CHAIRPERSON BERRY: Could I please intervene to say that I have been reminded that people have schedules who came here to brief us and that we are behind, and that they would like us to move on so that they can keep their commitment to be here and not leave. So if I can be indulged by the Commissioners, could we simply—if you have questions—we got some recommendations from Mr. Kamasaki that were very good, and we appreciate them and others. And if you have anything else you’d like to submit, do that in answer to Edley’s question, will you indulge me?
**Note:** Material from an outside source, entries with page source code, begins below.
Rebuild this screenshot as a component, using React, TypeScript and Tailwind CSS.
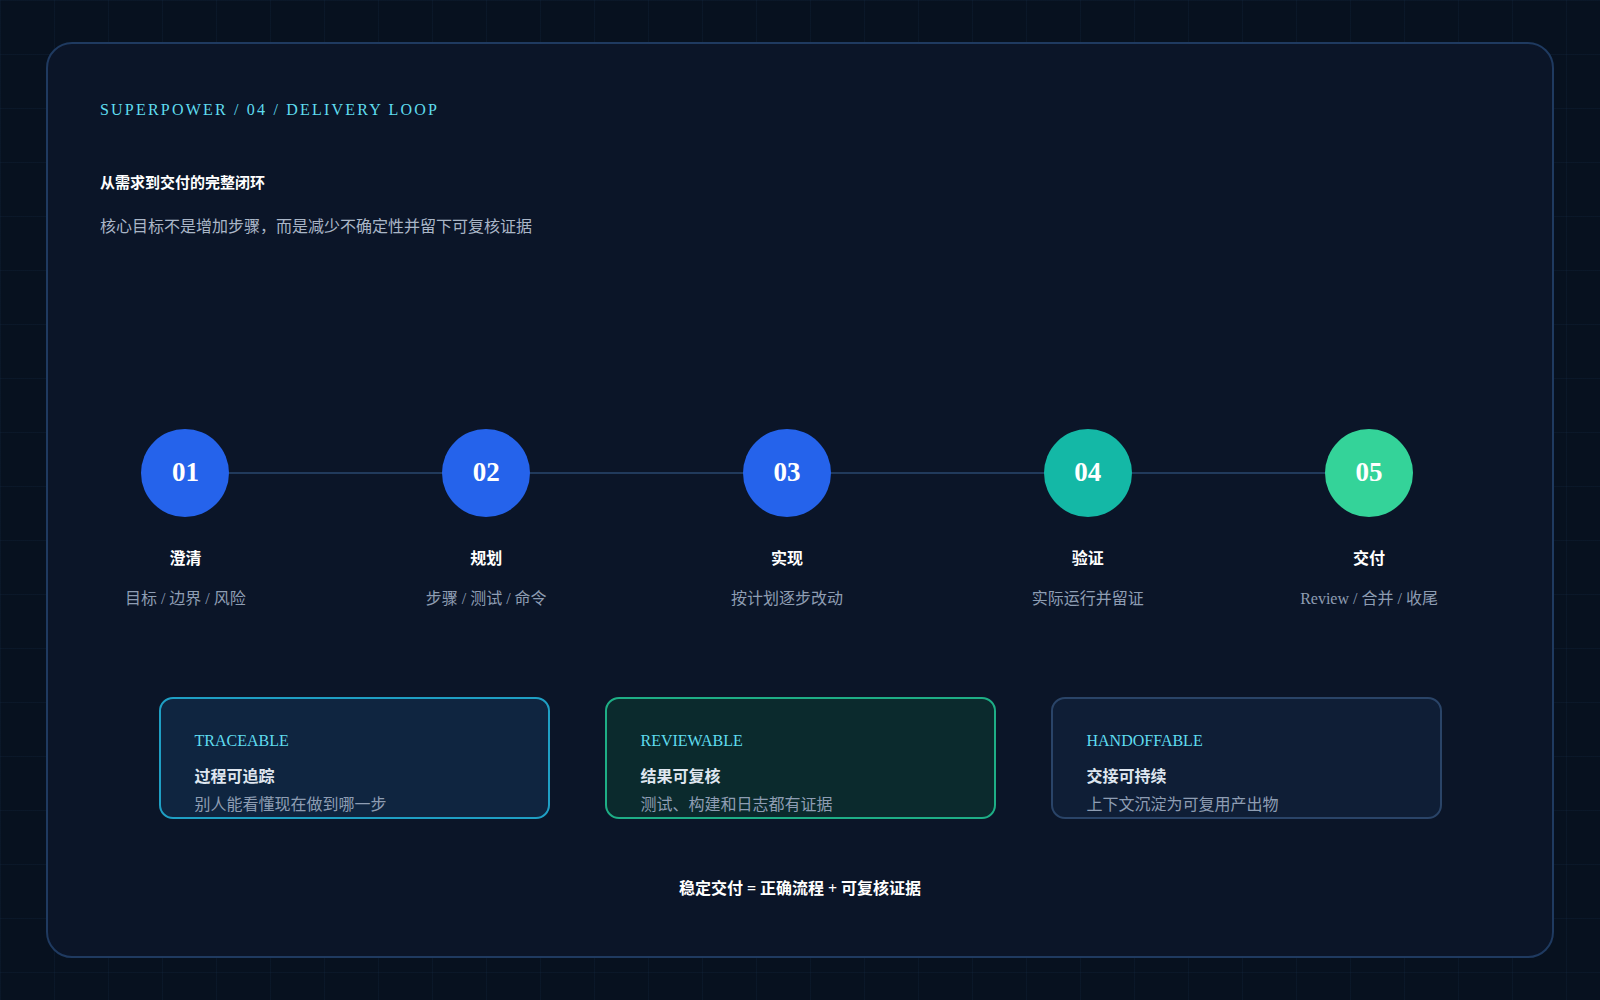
const steps = [
  { n: "01", t: "澄清", d: "目标 / 边界 / 风险", c: "bg-[#2563eb]", w: "w-[310px]" },
  { n: "02", t: "规划", d: "步骤 / 测试 / 命令", c: "bg-[#2563eb]", w: "w-[310px]" },
  { n: "03", t: "实现", d: "按计划逐步改动", c: "bg-[#2563eb]", w: "w-[310px]" },
  { n: "04", t: "验证", d: "实际运行并留证", c: "bg-[#14b8a6]", w: "w-[310px]" },
  { n: "05", t: "交付", d: "Review / 合并 / 收尾", c: "bg-[#34d399]", w: "w-[270px]" },
];

const cards = [
  { k: "TRACEABLE", t: "过程可追踪", d: "别人能看懂现在做到哪一步", box: "border-[#1f9fc4] bg-[#0f2540]" },
  { k: "REVIEWABLE", t: "结果可复核", d: "测试、构建和日志都有证据", box: "border-[#1eae86] bg-[#0b2a2d]" },
  { k: "HANDOFFABLE", t: "交接可持续", d: "上下文沉淀为可复用产出物", box: "border-[#2a4468] bg-[#0f1e36]" },
];

const font = { fontFamily: '"Liberation Serif", "Noto Sans CJK SC", serif' };

export default function App() {
  return (
    <div
      className="w-[1600px] h-[1000px] bg-[#07111f] pt-[42px] px-[46px] pb-[42px]"
      style={{
        ...font,
        backgroundImage:
          "linear-gradient(rgba(40,70,110,0.12) 1px, transparent 1px), linear-gradient(90deg, rgba(40,70,110,0.12) 1px, transparent 1px)",
        backgroundSize: "54px 54px",
      }}
    >
      <div className="h-[916px] rounded-[26px] border-2 border-[#1f3a60] bg-[#0b1528] px-[52px] pt-[54px] flex flex-col">
        <div className="text-[16px] tracking-[2.2px] text-[#5fdcef]">SUPERPOWER / 04 / DELIVERY LOOP</div>
        <div className="mt-[50px] text-[15px] font-bold text-white">从需求到交付的完整闭环</div>
        <div className="mt-[20px] text-[16px] text-[#aab6c7]">核心目标不是增加步骤，而是减少不确定性并留下可复核证据</div>

        <div className="relative mt-[190px] ml-[-65px] flex">
          <div className="absolute left-[155px] right-[135px] top-[43px] h-[2px] bg-[#213a5c]" />
          {steps.map((s) => (
            <div key={s.n} className={`relative flex flex-col items-center ${s.w}`}>
              <div className={`w-[88px] h-[88px] rounded-full ${s.c} flex items-center justify-center text-[27px] font-bold text-white`}>
                {s.n}
              </div>
              <div className="mt-[30px] text-[16px] font-bold text-white">{s.t}</div>
              <div className="mt-[16px] text-[16px] text-[#8e9db3]">{s.d}</div>
            </div>
          ))}
        </div>

        <div className="mt-[86px] flex justify-center gap-[55px]">
          {cards.map((c) => (
            <div key={c.k} className={`w-[391px] h-[122px] overflow-hidden rounded-[14px] border-2 ${c.box} px-[34px] pt-[30px]`}>
              <div className="text-[16px] text-[#5fdcef]">{c.k}</div>
              <div className="mt-[12px] text-[16px] font-bold text-[#dfe6ef]">{c.t}</div>
              <div className="mt-[4px] text-[16px] text-[#8e9db3]">{c.d}</div>
            </div>
          ))}
        </div>

        <div className="mt-[58px] text-center text-[16px] font-bold text-white">稳定交付 = 正确流程 + 可复核证据</div>
      </div>
    </div>
  );
}
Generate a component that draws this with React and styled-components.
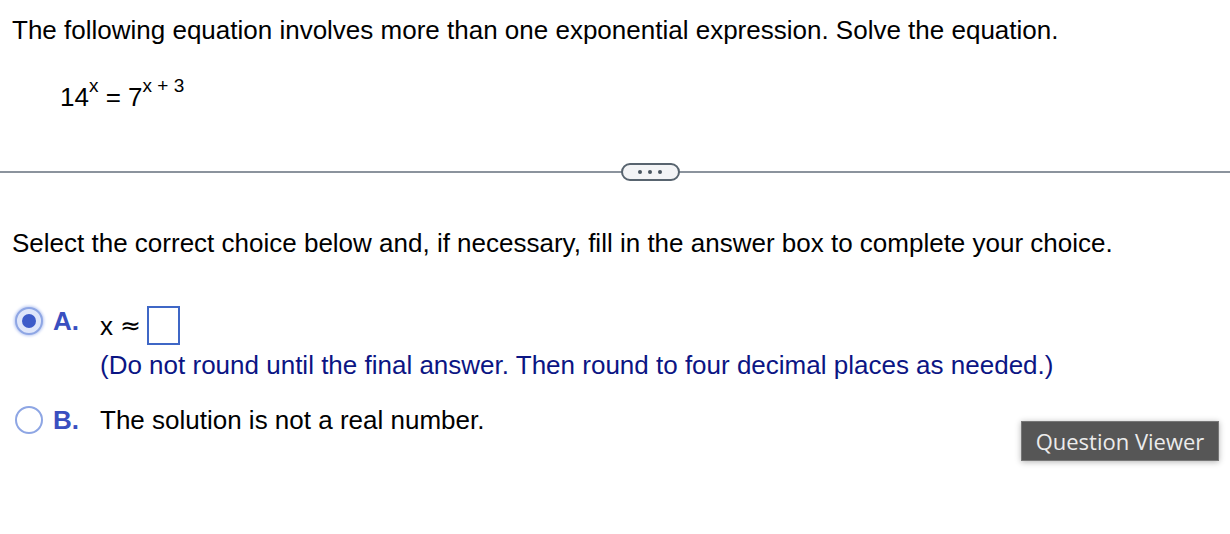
import styled, { createGlobalStyle } from "styled-components";

const GlobalStyle = createGlobalStyle`
  html, body {
    margin: 0;
    padding: 0;
    background: #ffffff;
    font-family: "Liberation Sans", Arial, sans-serif;
    color: #000;
  }
`;

const App = () => {
  return (
    <>
      <GlobalStyle />
      <Page>
        <Question>
          The following equation involves more than one exponential expression. Solve the equation.
        </Question>
        <Equation>
          14<Sup>x</Sup> = 7<Sup>x + 3</Sup>
        </Equation>
        <Divider>
          <Pill>
            <Dot />
            <Dot />
            <Dot />
          </Pill>
        </Divider>
        <Instruction>
          Select the correct choice below and, if necessary, fill in the answer box to complete your choice.
        </Instruction>
        <Choices>
          <Choice>
            <Radio checked />
            <Letter>A.</Letter>
            <ChoiceBody>
              <AnswerLine>
                x<Approx>≈</Approx>
                <AnswerBox />
              </AnswerLine>
              <Hint>
                (Do not round until the final answer. Then round to four decimal places as needed.)
              </Hint>
            </ChoiceBody>
          </Choice>
          <Choice>
            <Radio />
            <Letter>B.</Letter>
            <ChoiceBody>
              <ChoiceText>The solution is not a real number.</ChoiceText>
            </ChoiceBody>
          </Choice>
        </Choices>
        <ViewerButton>Question Viewer</ViewerButton>
      </Page>
    </>
  );
};

const Page = styled.div`
  position: relative;
  width: 1230px;
  height: 534px;
  overflow: hidden;
`;

const Question = styled.p`
  margin: 0;
  padding: 15px 0 0 12px;
  font-size: 26px;
  line-height: 30px;
`;

const Equation = styled.div`
  padding: 37px 0 0 60px;
  font-size: 26px;
  line-height: 30px;
`;

const Sup = styled.sup`
  font-size: 19px;
  vertical-align: 14px;
  line-height: 0;
`;

const Divider = styled.div`
  margin-top: 59px;
  height: 2px;
  background: #8b939d;
  display: flex;
  justify-content: center;
  align-items: center;
`;

const Pill = styled.div`
  width: 55px;
  height: 14px;
  margin-left: 70px;
  border: 2px solid #58646f;
  border-radius: 9px;
  background: #f3f4f6;
  display: flex;
  justify-content: center;
  align-items: center;
  gap: 6px;
`;

const Dot = styled.span`
  width: 4px;
  height: 4px;
  border-radius: 50%;
  background: #4a5560;
`;

const Instruction = styled.p`
  margin: 0;
  padding: 55px 0 0 12px;
  font-size: 26px;
  line-height: 30px;
`;

const Choices = styled.div`
  padding: 49px 0 0 15px;
  display: flex;
  flex-direction: column;
  gap: 26px;
`;

const Choice = styled.div`
  display: flex;
  align-items: flex-start;
`;

const Radio = styled.span`
  flex: none;
  box-sizing: border-box;
  width: 28px;
  height: 28px;
  border-radius: 50%;
  border: 2px solid #8ea6e4;
  background: ${(p) => (p.checked ? "#dfe6fa" : "#fff")};
  box-shadow: ${(p) => (p.checked ? "0 0 3px 1px #b9c8f2" : "none")};
  display: flex;
  justify-content: center;
  align-items: center;

  &::after {
    content: "";
    display: ${(p) => (p.checked ? "block" : "none")};
    width: 14px;
    height: 14px;
    border-radius: 50%;
    background: #3d5bc9;
  }
`;

const Letter = styled.span`
  width: 47px;
  padding-left: 10px;
  font-size: 26px;
  line-height: 28px;
  font-weight: bold;
  color: #3a4fc0;
`;

const ChoiceBody = styled.div`
  display: flex;
  flex-direction: column;
`;

const AnswerLine = styled.div`
  display: flex;
  align-items: center;
  font-size: 26px;
  line-height: 30px;
  margin-top: -1px;
  height: 39px;
`;

const Approx = styled.span`
  font-family: "DejaVu Sans", sans-serif;
  font-size: 25px;
  margin: 0 6px 0 7px;
`;

const AnswerBox = styled.span`
  box-sizing: border-box;
  width: 33px;
  height: 39px;
  border: 2px solid #3f67c6;
  background: #fff;
`;

const Hint = styled.div`
  margin-top: 5px;
  font-size: 26px;
  line-height: 30px;
  color: #0b1584;
`;

const ChoiceText = styled.div`
  font-size: 26px;
  line-height: 28px;
`;

const ViewerButton = styled.div`
  position: absolute;
  left: 1021px;
  top: 421px;
  width: 198px;
  height: 40px;
  box-sizing: border-box;
  background: #565656;
  border: 1px solid #777;
  box-shadow: 0 1px 6px rgba(0, 0, 0, 0.3);
  color: #ececec;
  font-family: "Open Sans", "DejaVu Sans", sans-serif;
  font-size: 22px;
  display: flex;
  justify-content: center;
  align-items: center;
`;

export default App;
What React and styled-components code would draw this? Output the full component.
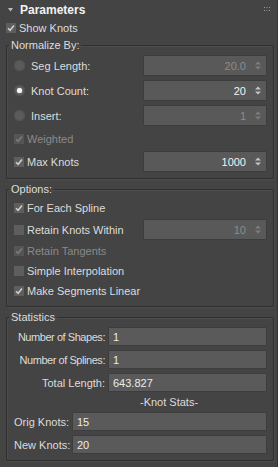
import React from 'react';
import styled, { createGlobalStyle } from 'styled-components';

const GlobalStyle = createGlobalStyle`
  html, body { margin:0; padding:0; background:#444444; }
  body {
    font-family:"Liberation Sans", Arial, sans-serif;
    font-size:11px;
    color:#dcdcdc;
  }
`;

const Panel = styled.div`
  width:278px;
  height:467px;
  box-sizing:border-box;
  background:#444444;
  padding:0 3px 0 6px;
  border-right:1px solid #363636;
  display:flex;
  flex-direction:column;
`;

const Header = styled.div`
  height:19px;
  display:flex;
  align-items:center;
  padding:0 4px 0 2px;
`;

const Title = styled.span`
  font-size:12px;
  font-weight:700;
  color:#f2f2f2;
  margin-left:7px;
  flex:1;
`;

const Line = styled.div`
  display:flex;
  align-items:center;
  gap:3px;
  height:${p => p.$h || 18}px;
  margin-top:${p => p.$mt || 0}px;
  color:${p => (p.$off ? '#8a8a8a' : '#dcdcdc')};
  white-space:nowrap;
`;

const Group = styled.fieldset`
  margin:${p => p.$mt}px 0 0;
  padding:3px 0 6px;
  border:1px solid #2f2f2f;
  border-radius:2px;
  box-shadow:inset 1px 1px 0 #4c4c4c, 1px 1px 0 #4c4c4c;
  min-width:0;
`;

const Legend = styled.legend`
  margin-left:2px;
  padding:0 2px;
  line-height:13px;
  color:#dcdcdc;
`;

const Rows = styled.div`
  display:flex;
  flex-direction:column;
  gap:${p => p.$gap || 4}px;
  padding:0 6px 0 7px;
`;

const FieldRow = styled.div`
  display:grid;
  grid-template-columns:1fr 124px;
  align-items:center;
  height:${p => p.$h || 21}px;
`;

const RadioLabel = styled.label`
  display:flex;
  align-items:center;
  gap:6px;
  color:${p => (p.$off ? '#8a8a8a' : '#dcdcdc')};
  white-space:nowrap;
`;

const Circle = styled.span`
  width:11px;
  height:11px;
  border-radius:50%;
  background:#5b5b5b;
  box-shadow:inset 0 0 0 1px #525252;
  display:flex;
  align-items:center;
  justify-content:center;
  &::after {
    content:'';
    width:5px;
    height:5px;
    border-radius:50%;
    background:${p => (p.$on ? '#f4f4f4' : 'transparent')};
    box-shadow:${p => (p.$on ? '0 0 1px #fff' : 'none')};
  }
`;

const Box = styled.span`
  width:10px;
  height:10px;
  flex:none;
  background:${p => (p.$off ? '#555555' : '#5e5e5e')};
  display:flex;
  align-items:center;
  justify-content:center;
`;

const Spin = styled.div`
  height:100%;
  box-sizing:border-box;
  background:#595959;
  border:1px solid #3d3d3d;
  border-radius:1px;
  display:flex;
  align-items:center;
  justify-content:flex-end;
  padding-right:5px;
  gap:9px;
  color:${p => (p.$off ? '#8c8c8c' : '#f4f4f4')};
`;

const StatRow = styled.div`
  display:grid;
  grid-template-columns:${p => p.$col}px 1fr;
  column-gap:${p => p.$gap}px;
  align-items:center;
  height:19px;
`;

const StatLabel = styled.span`
  text-align:right;
  white-space:nowrap;
  letter-spacing:${p => (p.$tight ? '-0.45px' : '0')};
`;

const StatField = styled.div`
  height:19px;
  box-sizing:border-box;
  background:#5a5a5a;
  border:1px solid #3d3d3d;
  border-radius:1px;
  padding-left:4px;
  display:flex;
  align-items:center;
  color:#ececec;
`;

const SubTitle = styled.div`
  height:12px;
  line-height:12px;
  padding-left:126px;
  color:#dcdcdc;
`;

const Check = ({ on = true, off }) => (
  <Box $off={off}>
    {on && (
      <svg width="8" height="8" viewBox="0 0 8 8">
        <path d="M1 4.2 L3.1 6.3 L7 1.6" fill="none" stroke={off ? '#7c7c7c' : '#cfcfcf'} strokeWidth="1.6" />
      </svg>
    )}
  </Box>
);

const Arrows = ({ off }) => (
  <svg width="6" height="9" viewBox="0 0 6 9">
    <g fill={off ? '#7e7e7e' : '#c4c4c4'}>
      <polygon points="0,3.6 3,0.4 6,3.6" />
      <polygon points="0,5.4 3,8.6 6,5.4" />
    </g>
  </svg>
);

const Spinner = ({ value, off }) => (
  <Spin $off={off}>
    <span>{value}</span>
    <Arrows off={off} />
  </Spin>
);

const App = () => (
  <>
    <GlobalStyle />
    <Panel>
      <Header>
        <svg width="5" height="4" viewBox="0 0 5 4">
          <polygon points="0,0 5,0 2.5,3.5" fill="#bcbcbc" />
        </svg>
        <Title>Parameters</Title>
        <svg width="6" height="5" viewBox="0 0 6 5">
          <g fill="#9a9a9a">
            <rect x="0" y="0" width="1" height="1" />
            <rect x="2.5" y="0" width="1" height="1" />
            <rect x="5" y="0" width="1" height="1" />
            <rect x="0" y="3" width="1" height="1" />
            <rect x="2.5" y="3" width="1" height="1" />
            <rect x="5" y="3" width="1" height="1" />
          </g>
        </svg>
      </Header>

      <Line $h={16} $mt={1}>
        <Check />
        <span>Show Knots</span>
      </Line>

      <Group $mt={3}>
        <Legend>Normalize By:</Legend>
        <Rows>
          <FieldRow>
            <RadioLabel><Circle />Seg Length:</RadioLabel>
            <Spinner value="20.0" off />
          </FieldRow>
          <FieldRow>
            <RadioLabel><Circle $on />Knot Count:</RadioLabel>
            <Spinner value="20" />
          </FieldRow>
          <FieldRow>
            <RadioLabel><Circle />Insert:</RadioLabel>
            <Spinner value="1" off />
          </FieldRow>
          <Line $h={17} $off>
            <Check off />
            <span>Weighted</span>
          </Line>
          <FieldRow>
            <Line $h={21}>
              <Check />
              <span>Max Knots</span>
            </Line>
            <Spinner value="1000" />
          </FieldRow>
        </Rows>
      </Group>

      <Group $mt={4}>
        <Legend>Options:</Legend>
        <Rows $gap={2}>
          <Line $h={18}>
            <Check />
            <span>For Each Spline</span>
          </Line>
          <FieldRow>
            <Line $h={21}>
              <Check on={false} />
              <span>Retain Knots Within</span>
            </Line>
            <Spinner value="10" off />
          </FieldRow>
          <Line $h={18} $off>
            <Check off />
            <span>Retain Tangents</span>
          </Line>
          <Line $h={18}>
            <Check on={false} />
            <span>Simple Interpolation</span>
          </Line>
          <Line $h={18}>
            <Check />
            <span>Make Segments Linear</span>
          </Line>
        </Rows>
      </Group>

      <Group $mt={4}>
        <Legend>Statistics</Legend>
        <Rows>
          <StatRow $col={91} $gap={3}>
            <StatLabel $tight>Number of Shapes:</StatLabel>
            <StatField>1</StatField>
          </StatRow>
          <StatRow $col={91} $gap={3}>
            <StatLabel $tight>Number of Splines:</StatLabel>
            <StatField>1</StatField>
          </StatRow>
          <StatRow $col={91} $gap={3}>
            <StatLabel>Total Length:</StatLabel>
            <StatField>643.827</StatField>
          </StatRow>
          <SubTitle>-Knot Stats-</SubTitle>
          <StatRow $col={53} $gap={5}>
            <StatLabel>Orig Knots:</StatLabel>
            <StatField>15</StatField>
          </StatRow>
          <StatRow $col={53} $gap={5}>
            <StatLabel>New Knots:</StatLabel>
            <StatField>20</StatField>
          </StatRow>
        </Rows>
      </Group>
    </Panel>
  </>
);

export default App;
COMMISSIONER EDLEY: Of course.
CHAIRPERSON BERRY: All right.
COMMISSIONER EDLEY: Are we going to get written statements from—
CHAIRPERSON BERRY: From those who can submit them. This is not a hearing, so we haven’t ordered anybody to do anything. People have come voluntarily. If you have any questions that you’d like to submit in writing, you may do that, and I’m sure—would you guys be responsive?
PARTICIPANT: Absolutely.
CHAIRPERSON BERRY: Yes. We want to thank you very much for coming. Thank you.
COMMISSIONER THERNSTROM: Can I just make one statement to correct the record—perhaps a misunderstanding in the record?
CHAIRPERSON BERRY: Please, please, please.
COMMISSIONER THERNSTROM: I just want to say if there was any impression on Dr. Zogby’s part that I was signing on to any kind of profiling, that was gravely mistaken. I would not—my question was somewhat different, quite different than the one you responded to. But in any case, I just wanted to make it very clear I am very opposed to profiling. Thank you.
CHAIRPERSON BERRY: I want to thank the panel very much for coming. We very much appreciate it. And I wanted to ask the next panel to come forward: Ms. Butterfield, Mr. Harris, Ms. Massimino and Ms. Narasaki, please.